When the film was finished, Coppola wrestled with Evans and Orion execs over the final cut. “They thought it was too long,” he said. “There are too many Black people and too much tap dancing. But the whole cast of the Cotton Club was Black. And the tap dancing was spectacular.”
But he tried his best to make them happy, cutting back the Hines storyline and the tap dancing, which he thought made the entire film “begin to wobble.”
Five years ago, Coppola on his own dime decided to remaster the film and add the 20 minutes that were taken out in 1984. He was able to extend more of the musical pieces and beef up Hines’ storyline. “I restored it,” he said. “It’s a beautiful film. If you saw ‘Chicago,’ you could see that film is a child of this film.”
Christopher Escobar, owner of the Plaza and Tara cinemas, collaborated with Coppola on the screening after first meeting him last year at a screening of 1992′s “Bram Stoker’s Dracula,” which Coppola directed. Coppola also attended last year’s fundraising gala at the Fox Theatre for the Atlanta Film Festival, which Escobar runs.
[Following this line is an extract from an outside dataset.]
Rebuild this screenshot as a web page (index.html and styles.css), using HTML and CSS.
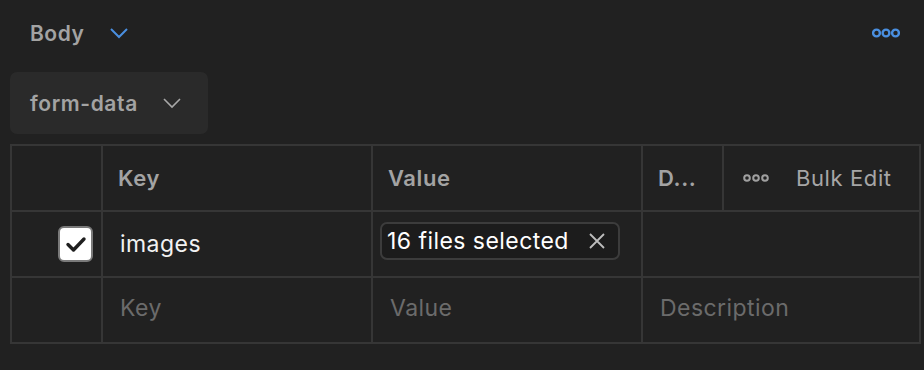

After “The Cotton Club” screening ended, Coppola took the stage at 11:20 p.m. with Escobar and told stories about his career. Escobar had planned to limit the talk to an hour but Coppola decided to take every question from the audience, extending his stay in the theater until well past 1 a.m.
“I kept trying to give him an out,” Escobar told The Atlanta Journal-Constitution on Monday. “But instead, he invited people to come closer to the stage so he could hear them better. And he had so many stories to tell. I wasn’t going to cut him off!”
Escobar said about half the audience stayed to the very end.
“He talked about the movie like it was a documentary, telling the story of the Cotton Club itself,” Escobar said. “And so many of the performers in the movie are gone now. He wanted to honor them.”